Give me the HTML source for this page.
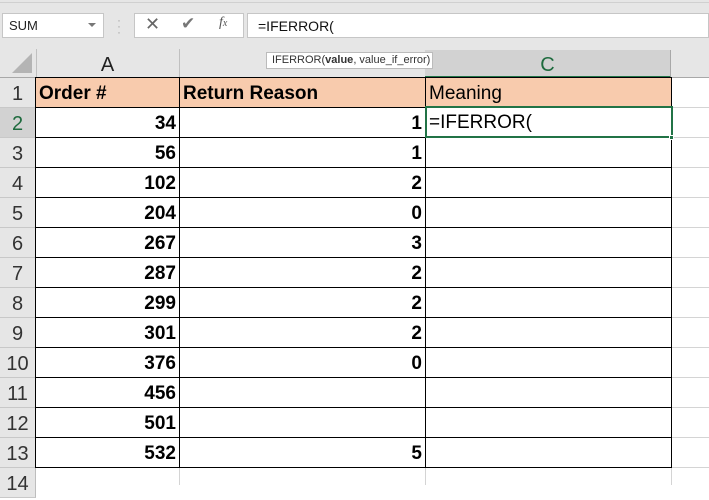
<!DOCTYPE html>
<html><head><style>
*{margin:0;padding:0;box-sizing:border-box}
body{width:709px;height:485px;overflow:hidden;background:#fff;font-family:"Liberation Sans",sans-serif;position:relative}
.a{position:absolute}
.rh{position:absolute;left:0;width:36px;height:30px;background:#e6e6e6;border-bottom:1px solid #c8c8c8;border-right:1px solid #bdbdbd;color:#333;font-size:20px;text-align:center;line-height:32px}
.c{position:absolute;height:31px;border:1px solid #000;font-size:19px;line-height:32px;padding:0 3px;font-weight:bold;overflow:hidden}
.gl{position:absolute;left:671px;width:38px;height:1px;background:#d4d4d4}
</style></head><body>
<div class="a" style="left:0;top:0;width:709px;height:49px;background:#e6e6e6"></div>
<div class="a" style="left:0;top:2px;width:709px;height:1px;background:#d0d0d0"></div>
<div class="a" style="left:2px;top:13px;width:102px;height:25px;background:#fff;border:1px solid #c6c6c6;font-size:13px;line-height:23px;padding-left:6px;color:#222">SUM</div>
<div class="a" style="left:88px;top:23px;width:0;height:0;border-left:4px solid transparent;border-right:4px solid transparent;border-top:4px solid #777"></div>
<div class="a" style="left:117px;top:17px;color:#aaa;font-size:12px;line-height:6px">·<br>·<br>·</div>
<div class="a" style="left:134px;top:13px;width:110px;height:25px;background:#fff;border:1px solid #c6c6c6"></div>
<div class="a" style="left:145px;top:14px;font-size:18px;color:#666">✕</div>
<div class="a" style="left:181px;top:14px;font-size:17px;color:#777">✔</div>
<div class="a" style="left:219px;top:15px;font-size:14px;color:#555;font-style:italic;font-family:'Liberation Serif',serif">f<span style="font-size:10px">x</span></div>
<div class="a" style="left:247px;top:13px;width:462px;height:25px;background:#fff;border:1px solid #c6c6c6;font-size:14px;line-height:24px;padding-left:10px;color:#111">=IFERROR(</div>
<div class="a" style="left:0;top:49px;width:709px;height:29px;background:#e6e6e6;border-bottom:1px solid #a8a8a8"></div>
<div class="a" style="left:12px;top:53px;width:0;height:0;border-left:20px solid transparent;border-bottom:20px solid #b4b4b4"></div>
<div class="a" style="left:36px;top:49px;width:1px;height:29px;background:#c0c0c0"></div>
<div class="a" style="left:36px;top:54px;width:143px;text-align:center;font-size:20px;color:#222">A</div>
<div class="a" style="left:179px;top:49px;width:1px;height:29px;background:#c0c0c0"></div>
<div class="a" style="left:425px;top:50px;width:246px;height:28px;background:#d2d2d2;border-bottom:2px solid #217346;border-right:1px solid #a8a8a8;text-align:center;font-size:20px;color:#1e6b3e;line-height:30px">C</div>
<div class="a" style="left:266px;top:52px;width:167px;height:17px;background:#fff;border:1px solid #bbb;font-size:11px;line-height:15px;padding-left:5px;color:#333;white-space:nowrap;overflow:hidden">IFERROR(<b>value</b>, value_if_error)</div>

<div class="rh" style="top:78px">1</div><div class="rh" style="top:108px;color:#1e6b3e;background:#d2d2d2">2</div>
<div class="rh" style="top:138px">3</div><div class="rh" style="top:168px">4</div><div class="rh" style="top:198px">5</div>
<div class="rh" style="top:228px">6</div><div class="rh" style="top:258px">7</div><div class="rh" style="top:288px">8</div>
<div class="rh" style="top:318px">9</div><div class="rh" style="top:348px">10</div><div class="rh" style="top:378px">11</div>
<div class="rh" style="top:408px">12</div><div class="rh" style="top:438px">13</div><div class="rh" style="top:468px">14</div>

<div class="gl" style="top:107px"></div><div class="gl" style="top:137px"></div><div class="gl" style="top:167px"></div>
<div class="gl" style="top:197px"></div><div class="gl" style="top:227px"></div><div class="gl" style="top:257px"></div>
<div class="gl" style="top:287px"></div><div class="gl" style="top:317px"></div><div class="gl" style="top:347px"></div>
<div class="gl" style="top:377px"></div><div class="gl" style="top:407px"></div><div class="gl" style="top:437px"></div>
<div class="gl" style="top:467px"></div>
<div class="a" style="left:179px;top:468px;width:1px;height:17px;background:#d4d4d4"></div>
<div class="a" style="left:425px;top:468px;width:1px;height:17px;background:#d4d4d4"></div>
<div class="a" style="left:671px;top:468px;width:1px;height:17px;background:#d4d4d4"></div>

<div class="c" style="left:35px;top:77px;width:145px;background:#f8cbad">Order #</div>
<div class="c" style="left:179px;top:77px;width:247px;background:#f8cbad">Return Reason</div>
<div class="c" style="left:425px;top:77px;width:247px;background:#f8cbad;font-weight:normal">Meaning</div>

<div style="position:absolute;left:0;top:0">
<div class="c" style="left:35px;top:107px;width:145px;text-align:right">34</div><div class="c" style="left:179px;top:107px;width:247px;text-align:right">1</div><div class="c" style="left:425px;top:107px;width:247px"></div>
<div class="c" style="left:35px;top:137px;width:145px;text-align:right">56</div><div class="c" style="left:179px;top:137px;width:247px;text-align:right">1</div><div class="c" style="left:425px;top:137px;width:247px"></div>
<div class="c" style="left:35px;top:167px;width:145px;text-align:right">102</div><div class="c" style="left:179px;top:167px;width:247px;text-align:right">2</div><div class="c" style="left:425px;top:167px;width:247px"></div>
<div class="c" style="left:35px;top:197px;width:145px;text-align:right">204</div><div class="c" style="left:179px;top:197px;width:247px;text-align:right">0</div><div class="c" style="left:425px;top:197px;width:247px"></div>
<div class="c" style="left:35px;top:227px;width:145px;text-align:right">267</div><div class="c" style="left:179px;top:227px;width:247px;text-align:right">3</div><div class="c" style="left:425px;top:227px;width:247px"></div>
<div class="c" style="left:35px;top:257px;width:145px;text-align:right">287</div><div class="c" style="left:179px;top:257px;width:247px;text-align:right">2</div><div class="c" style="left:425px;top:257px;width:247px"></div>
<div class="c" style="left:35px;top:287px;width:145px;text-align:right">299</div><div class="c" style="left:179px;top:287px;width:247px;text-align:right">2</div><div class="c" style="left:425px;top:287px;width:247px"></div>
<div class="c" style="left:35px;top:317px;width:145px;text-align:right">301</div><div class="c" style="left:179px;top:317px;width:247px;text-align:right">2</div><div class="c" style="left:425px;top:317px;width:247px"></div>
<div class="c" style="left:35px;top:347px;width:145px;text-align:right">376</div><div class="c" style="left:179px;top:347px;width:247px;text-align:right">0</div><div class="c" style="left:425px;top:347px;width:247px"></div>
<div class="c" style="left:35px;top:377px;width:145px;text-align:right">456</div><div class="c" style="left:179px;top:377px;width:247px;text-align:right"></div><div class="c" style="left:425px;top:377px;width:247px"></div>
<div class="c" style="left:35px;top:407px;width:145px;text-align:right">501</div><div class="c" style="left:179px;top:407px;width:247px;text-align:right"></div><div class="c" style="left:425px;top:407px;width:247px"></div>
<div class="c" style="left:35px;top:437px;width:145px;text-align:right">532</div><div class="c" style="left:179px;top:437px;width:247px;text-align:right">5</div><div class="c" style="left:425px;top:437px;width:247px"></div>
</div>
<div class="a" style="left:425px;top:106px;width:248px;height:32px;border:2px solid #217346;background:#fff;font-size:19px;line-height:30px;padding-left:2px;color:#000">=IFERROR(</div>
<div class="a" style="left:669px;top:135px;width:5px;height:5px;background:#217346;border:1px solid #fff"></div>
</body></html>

■ Problem to work on:
Output the data above without changes, apart from leaving out the pictures.

■ Written answer:
Give me the HTML source for this page.
<!DOCTYPE html>
<html><head><style>
*{margin:0;padding:0;box-sizing:border-box}
body{width:709px;height:485px;overflow:hidden;background:#fff;font-family:"Liberation Sans",sans-serif;position:relative}
.a{position:absolute}
.rh{position:absolute;left:0;width:36px;height:30px;background:#e6e6e6;border-bottom:1px solid #c8c8c8;border-right:1px solid #bdbdbd;color:#333;font-size:20px;text-align:center;line-height:32px}
.c{position:absolute;height:31px;border:1px solid #000;font-size:19px;line-height:32px;padding:0 3px;font-weight:bold;overflow:hidden}
.gl{position:absolute;left:671px;width:38px;height:1px;background:#d4d4d4}
</style></head><body>
<div class="a" style="left:0;top:0;width:709px;height:49px;background:#e6e6e6"></div>
<div class="a" style="left:0;top:2px;width:709px;height:1px;background:#d0d0d0"></div>
<div class="a" style="left:2px;top:13px;width:102px;height:25px;background:#fff;border:1px solid #c6c6c6;font-size:13px;line-height:23px;padding-left:6px;color:#222">SUM</div>
<div class="a" style="left:88px;top:23px;width:0;height:0;border-left:4px solid transparent;border-right:4px solid transparent;border-top:4px solid #777"></div>
<div class="a" style="left:117px;top:17px;color:#aaa;font-size:12px;line-height:6px">·<br>·<br>·</div>
<div class="a" style="left:134px;top:13px;width:110px;height:25px;background:#fff;border:1px solid #c6c6c6"></div>
<div class="a" style="left:145px;top:14px;font-size:18px;color:#666">✕</div>
<div class="a" style="left:181px;top:14px;font-size:17px;color:#777">✔</div>
<div class="a" style="left:219px;top:15px;font-size:14px;color:#555;font-style:italic;font-family:'Liberation Serif',serif">f<span style="font-size:10px">x</span></div>
<div class="a" style="left:247px;top:13px;width:462px;height:25px;background:#fff;border:1px solid #c6c6c6;font-size:14px;line-height:24px;padding-left:10px;color:#111">=IFERROR(</div>
<div class="a" style="left:0;top:49px;width:709px;height:29px;background:#e6e6e6;border-bottom:1px solid #a8a8a8"></div>
<div class="a" style="left:12px;top:53px;width:0;height:0;border-left:20px solid transparent;border-bottom:20px solid #b4b4b4"></div>
<div class="a" style="left:36px;top:49px;width:1px;height:29px;background:#c0c0c0"></div>
<div class="a" style="left:36px;top:54px;width:143px;text-align:center;font-size:20px;color:#222">A</div>
<div class="a" style="left:179px;top:49px;width:1px;height:29px;background:#c0c0c0"></div>
<div class="a" style="left:425px;top:50px;width:246px;height:28px;background:#d2d2d2;border-bottom:2px solid #217346;border-right:1px solid #a8a8a8;text-align:center;font-size:20px;color:#1e6b3e;line-height:30px">C</div>
<div class="a" style="left:266px;top:52px;width:167px;height:17px;background:#fff;border:1px solid #bbb;font-size:11px;line-height:15px;padding-left:5px;color:#333;white-space:nowrap;overflow:hidden">IFERROR(<b>value</b>, value_if_error)</div>

<div class="rh" style="top:78px">1</div><div class="rh" style="top:108px;color:#1e6b3e;background:#d2d2d2">2</div>
<div class="rh" style="top:138px">3</div><div class="rh" style="top:168px">4</div><div class="rh" style="top:198px">5</div>
<div class="rh" style="top:228px">6</div><div class="rh" style="top:258px">7</div><div class="rh" style="top:288px">8</div>
<div class="rh" style="top:318px">9</div><div class="rh" style="top:348px">10</div><div class="rh" style="top:378px">11</div>
<div class="rh" style="top:408px">12</div><div class="rh" style="top:438px">13</div><div class="rh" style="top:468px">14</div>

<div class="gl" style="top:107px"></div><div class="gl" style="top:137px"></div><div class="gl" style="top:167px"></div>
<div class="gl" style="top:197px"></div><div class="gl" style="top:227px"></div><div class="gl" style="top:257px"></div>
<div class="gl" style="top:287px"></div><div class="gl" style="top:317px"></div><div class="gl" style="top:347px"></div>
<div class="gl" style="top:377px"></div><div class="gl" style="top:407px"></div><div class="gl" style="top:437px"></div>
<div class="gl" style="top:467px"></div>
<div class="a" style="left:179px;top:468px;width:1px;height:17px;background:#d4d4d4"></div>
<div class="a" style="left:425px;top:468px;width:1px;height:17px;background:#d4d4d4"></div>
<div class="a" style="left:671px;top:468px;width:1px;height:17px;background:#d4d4d4"></div>

<div class="c" style="left:35px;top:77px;width:145px;background:#f8cbad">Order #</div>
<div class="c" style="left:179px;top:77px;width:247px;background:#f8cbad">Return Reason</div>
<div class="c" style="left:425px;top:77px;width:247px;background:#f8cbad;font-weight:normal">Meaning</div>

<div style="position:absolute;left:0;top:0">
<div class="c" style="left:35px;top:107px;width:145px;text-align:right">34</div><div class="c" style="left:179px;top:107px;width:247px;text-align:right">1</div><div class="c" style="left:425px;top:107px;width:247px"></div>
<div class="c" style="left:35px;top:137px;width:145px;text-align:right">56</div><div class="c" style="left:179px;top:137px;width:247px;text-align:right">1</div><div class="c" style="left:425px;top:137px;width:247px"></div>
<div class="c" style="left:35px;top:167px;width:145px;text-align:right">102</div><div class="c" style="left:179px;top:167px;width:247px;text-align:right">2</div><div class="c" style="left:425px;top:167px;width:247px"></div>
<div class="c" style="left:35px;top:197px;width:145px;text-align:right">204</div><div class="c" style="left:179px;top:197px;width:247px;text-align:right">0</div><div class="c" style="left:425px;top:197px;width:247px"></div>
<div class="c" style="left:35px;top:227px;width:145px;text-align:right">267</div><div class="c" style="left:179px;top:227px;width:247px;text-align:right">3</div><div class="c" style="left:425px;top:227px;width:247px"></div>
<div class="c" style="left:35px;top:257px;width:145px;text-align:right">287</div><div class="c" style="left:179px;top:257px;width:247px;text-align:right">2</div><div class="c" style="left:425px;top:257px;width:247px"></div>
<div class="c" style="left:35px;top:287px;width:145px;text-align:right">299</div><div class="c" style="left:179px;top:287px;width:247px;text-align:right">2</div><div class="c" style="left:425px;top:287px;width:247px"></div>
<div class="c" style="left:35px;top:317px;width:145px;text-align:right">301</div><div class="c" style="left:179px;top:317px;width:247px;text-align:right">2</div><div class="c" style="left:425px;top:317px;width:247px"></div>
<div class="c" style="left:35px;top:347px;width:145px;text-align:right">376</div><div class="c" style="left:179px;top:347px;width:247px;text-align:right">0</div><div class="c" style="left:425px;top:347px;width:247px"></div>
<div class="c" style="left:35px;top:377px;width:145px;text-align:right">456</div><div class="c" style="left:179px;top:377px;width:247px;text-align:right"></div><div class="c" style="left:425px;top:377px;width:247px"></div>
<div class="c" style="left:35px;top:407px;width:145px;text-align:right">501</div><div class="c" style="left:179px;top:407px;width:247px;text-align:right"></div><div class="c" style="left:425px;top:407px;width:247px"></div>
<div class="c" style="left:35px;top:437px;width:145px;text-align:right">532</div><div class="c" style="left:179px;top:437px;width:247px;text-align:right">5</div><div class="c" style="left:425px;top:437px;width:247px"></div>
</div>
<div class="a" style="left:425px;top:106px;width:248px;height:32px;border:2px solid #217346;background:#fff;font-size:19px;line-height:30px;padding-left:2px;color:#000">=IFERROR(</div>
<div class="a" style="left:669px;top:135px;width:5px;height:5px;background:#217346;border:1px solid #fff"></div>
</body></html>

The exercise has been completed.